I’d rather be in a huge, deep-pocket than eaten by a huge, deep-pocket. L.A. has MCA. Dallas has PACE, which is now hooked up with Sony. New York and L.A. have Nederlander. And my God, there’s PolyGram in New York also. I was thinking about John Scher as an independent. Isn’t that great; you can cross the river and be an independent and on the other side you work for a conglomerate.

What’s your opinion of the Ticketmaster/Ticketron deal?

I don’t think I’m an idiot here, but I really believe Fred Rosen is a fair businessman and that he is not going to come rumbling across the United States on his black horse raping and pillaging the venues, the fans and the concert industry. I don’t think I’m naive. I don’t think it’s going to happen.

As one of the founders of the NACPA, what do you consider the organization’s prime accomplishments in its first few years?

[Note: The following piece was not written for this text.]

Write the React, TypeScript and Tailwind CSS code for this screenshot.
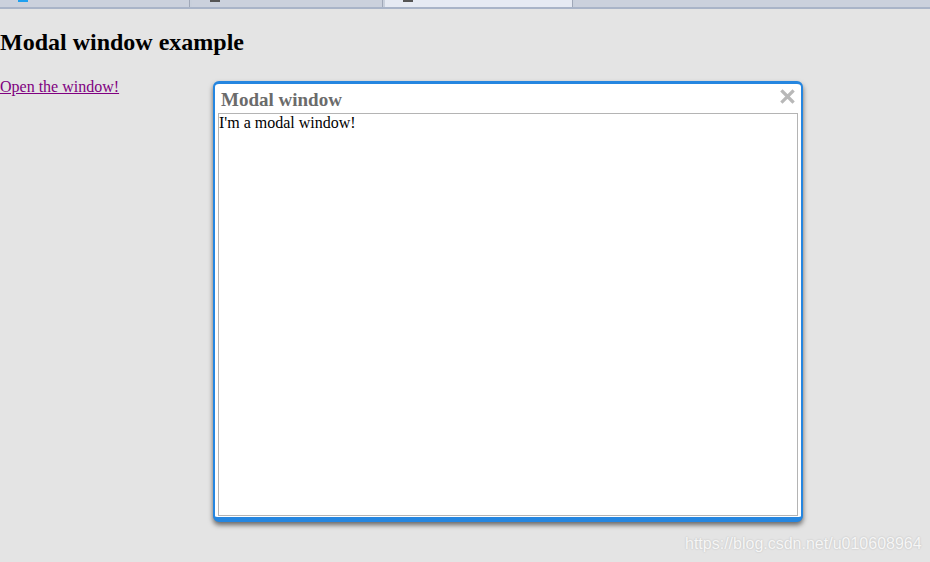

I don’t mean to be making light of this at all, but I think that one of the prime accomplishments is that it still exists and that the communication between promoters is still happening. We’re still finding reasons to get together and sit down and discuss the things that are concerning us and that unlike past organizations, we haven’t let this one flounder and fall apart. There is a need for it, if only for the communication.

What do you think the industry landscape is going to look like in five or 10 years?

There will be fewer independent concert promoters in five years. There will be even fewer in 10 years. I believe that the large conglomerates will continue to move into our business because of the amount of advertising dollars we spend. You’re going to see bigger and bigger corporations start to take a look at this industry as a way of putting its name forward. This huge baby boom generation is finally having children and has been for the last five or 10 years. And with that vast popu-lation out there, we’re going to see a change in music. What we consider
alternative today will be different from what’s alternative in 10 years. This generation is going to give us a huge teenage population and it’s going to produce a whole new concert audience.

Murphy runs what is now known as Live Nation Los Angeles.